In the listing that follows, count each line containing the string "index" and report only the count.
╔══
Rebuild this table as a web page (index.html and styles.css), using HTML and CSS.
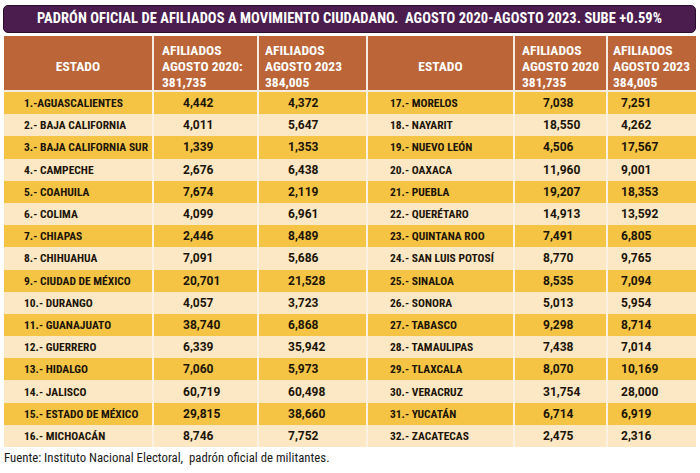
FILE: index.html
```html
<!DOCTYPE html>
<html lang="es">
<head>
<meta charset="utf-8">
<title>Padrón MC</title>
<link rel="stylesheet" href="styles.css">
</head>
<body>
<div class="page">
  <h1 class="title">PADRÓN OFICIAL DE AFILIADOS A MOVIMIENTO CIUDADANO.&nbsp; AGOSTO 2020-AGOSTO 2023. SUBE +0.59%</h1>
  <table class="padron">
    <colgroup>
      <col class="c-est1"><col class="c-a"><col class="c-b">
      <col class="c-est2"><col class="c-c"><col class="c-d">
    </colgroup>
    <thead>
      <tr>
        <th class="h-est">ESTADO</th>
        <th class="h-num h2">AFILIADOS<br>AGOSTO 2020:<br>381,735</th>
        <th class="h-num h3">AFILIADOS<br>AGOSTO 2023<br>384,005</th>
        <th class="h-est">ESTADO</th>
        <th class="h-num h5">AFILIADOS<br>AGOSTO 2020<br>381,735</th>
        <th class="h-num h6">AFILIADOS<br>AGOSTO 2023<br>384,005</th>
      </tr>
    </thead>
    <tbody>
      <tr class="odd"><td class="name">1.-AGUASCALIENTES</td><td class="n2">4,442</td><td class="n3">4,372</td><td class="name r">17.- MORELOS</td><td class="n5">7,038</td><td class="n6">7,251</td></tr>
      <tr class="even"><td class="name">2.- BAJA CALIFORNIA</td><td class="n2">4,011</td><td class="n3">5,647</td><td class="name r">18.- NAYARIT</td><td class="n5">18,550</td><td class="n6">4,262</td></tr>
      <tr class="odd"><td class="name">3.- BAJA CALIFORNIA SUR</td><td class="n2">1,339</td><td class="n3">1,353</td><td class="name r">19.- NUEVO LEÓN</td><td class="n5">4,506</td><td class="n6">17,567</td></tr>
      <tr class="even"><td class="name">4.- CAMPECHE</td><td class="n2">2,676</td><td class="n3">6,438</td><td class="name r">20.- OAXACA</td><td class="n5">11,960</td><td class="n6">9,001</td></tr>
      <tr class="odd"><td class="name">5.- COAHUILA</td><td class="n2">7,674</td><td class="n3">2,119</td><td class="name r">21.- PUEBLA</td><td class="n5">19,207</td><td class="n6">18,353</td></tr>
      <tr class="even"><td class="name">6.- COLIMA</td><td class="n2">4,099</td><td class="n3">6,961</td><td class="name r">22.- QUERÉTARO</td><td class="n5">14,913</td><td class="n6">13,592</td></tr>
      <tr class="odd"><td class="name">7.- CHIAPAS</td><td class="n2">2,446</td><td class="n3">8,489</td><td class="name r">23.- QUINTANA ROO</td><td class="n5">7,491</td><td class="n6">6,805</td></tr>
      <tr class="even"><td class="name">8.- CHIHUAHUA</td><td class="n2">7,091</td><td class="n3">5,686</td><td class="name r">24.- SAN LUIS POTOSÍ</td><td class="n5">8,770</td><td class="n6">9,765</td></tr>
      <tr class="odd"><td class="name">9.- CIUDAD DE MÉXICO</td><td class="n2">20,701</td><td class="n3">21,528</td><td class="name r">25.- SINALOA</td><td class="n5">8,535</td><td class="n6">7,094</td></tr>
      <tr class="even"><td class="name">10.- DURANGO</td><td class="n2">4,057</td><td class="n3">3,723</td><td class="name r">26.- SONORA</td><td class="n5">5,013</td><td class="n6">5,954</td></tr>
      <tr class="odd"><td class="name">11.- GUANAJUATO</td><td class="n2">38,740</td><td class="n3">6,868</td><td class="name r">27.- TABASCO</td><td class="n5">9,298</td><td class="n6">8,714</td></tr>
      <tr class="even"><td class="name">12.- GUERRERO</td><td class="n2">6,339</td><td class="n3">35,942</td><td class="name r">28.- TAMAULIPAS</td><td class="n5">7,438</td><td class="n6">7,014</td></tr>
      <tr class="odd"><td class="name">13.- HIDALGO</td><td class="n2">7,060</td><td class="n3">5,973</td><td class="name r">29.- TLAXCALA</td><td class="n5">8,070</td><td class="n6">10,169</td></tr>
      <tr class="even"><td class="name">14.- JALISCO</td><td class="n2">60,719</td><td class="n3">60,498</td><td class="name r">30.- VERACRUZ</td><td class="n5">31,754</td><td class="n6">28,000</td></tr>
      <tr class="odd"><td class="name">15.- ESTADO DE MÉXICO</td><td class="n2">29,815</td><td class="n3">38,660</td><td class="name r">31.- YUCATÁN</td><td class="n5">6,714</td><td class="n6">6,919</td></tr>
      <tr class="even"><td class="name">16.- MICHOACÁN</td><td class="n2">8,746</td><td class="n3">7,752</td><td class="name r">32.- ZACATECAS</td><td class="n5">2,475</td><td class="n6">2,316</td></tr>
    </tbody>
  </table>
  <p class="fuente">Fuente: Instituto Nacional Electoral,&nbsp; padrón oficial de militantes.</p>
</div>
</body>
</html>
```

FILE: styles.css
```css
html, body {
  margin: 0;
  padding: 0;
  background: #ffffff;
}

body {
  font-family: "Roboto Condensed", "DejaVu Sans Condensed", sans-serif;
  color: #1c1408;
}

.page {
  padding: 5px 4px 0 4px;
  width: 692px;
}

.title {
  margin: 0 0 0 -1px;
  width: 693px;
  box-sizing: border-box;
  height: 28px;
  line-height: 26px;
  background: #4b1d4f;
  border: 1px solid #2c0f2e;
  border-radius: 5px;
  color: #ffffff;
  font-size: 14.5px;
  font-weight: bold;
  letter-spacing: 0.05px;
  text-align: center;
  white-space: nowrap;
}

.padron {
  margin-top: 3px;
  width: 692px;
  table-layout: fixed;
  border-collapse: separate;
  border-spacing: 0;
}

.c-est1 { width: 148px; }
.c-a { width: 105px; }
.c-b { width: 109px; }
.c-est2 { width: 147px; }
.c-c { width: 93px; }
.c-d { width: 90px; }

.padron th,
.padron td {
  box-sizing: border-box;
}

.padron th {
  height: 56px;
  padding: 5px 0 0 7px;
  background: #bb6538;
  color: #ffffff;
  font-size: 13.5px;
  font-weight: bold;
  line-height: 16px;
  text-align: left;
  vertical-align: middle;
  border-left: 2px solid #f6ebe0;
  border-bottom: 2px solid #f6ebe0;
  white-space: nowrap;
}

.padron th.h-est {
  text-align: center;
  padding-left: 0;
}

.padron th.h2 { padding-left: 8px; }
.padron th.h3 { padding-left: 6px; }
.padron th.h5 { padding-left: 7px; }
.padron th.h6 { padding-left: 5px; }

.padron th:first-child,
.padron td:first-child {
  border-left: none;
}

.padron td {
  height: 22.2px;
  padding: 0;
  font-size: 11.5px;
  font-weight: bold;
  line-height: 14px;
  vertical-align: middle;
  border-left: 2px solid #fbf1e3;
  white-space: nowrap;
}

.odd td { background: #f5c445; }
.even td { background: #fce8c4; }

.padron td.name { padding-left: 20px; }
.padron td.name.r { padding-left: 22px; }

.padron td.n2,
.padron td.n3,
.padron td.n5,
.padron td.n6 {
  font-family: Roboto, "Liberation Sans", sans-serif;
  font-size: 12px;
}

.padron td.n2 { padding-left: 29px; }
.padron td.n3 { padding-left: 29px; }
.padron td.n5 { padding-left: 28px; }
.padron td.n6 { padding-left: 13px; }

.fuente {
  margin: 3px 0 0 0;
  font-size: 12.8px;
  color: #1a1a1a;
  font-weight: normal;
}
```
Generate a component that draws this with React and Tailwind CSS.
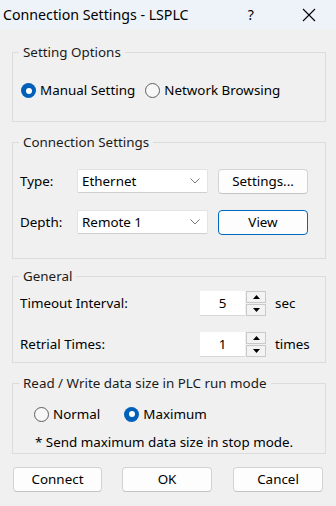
╚══
The response —
2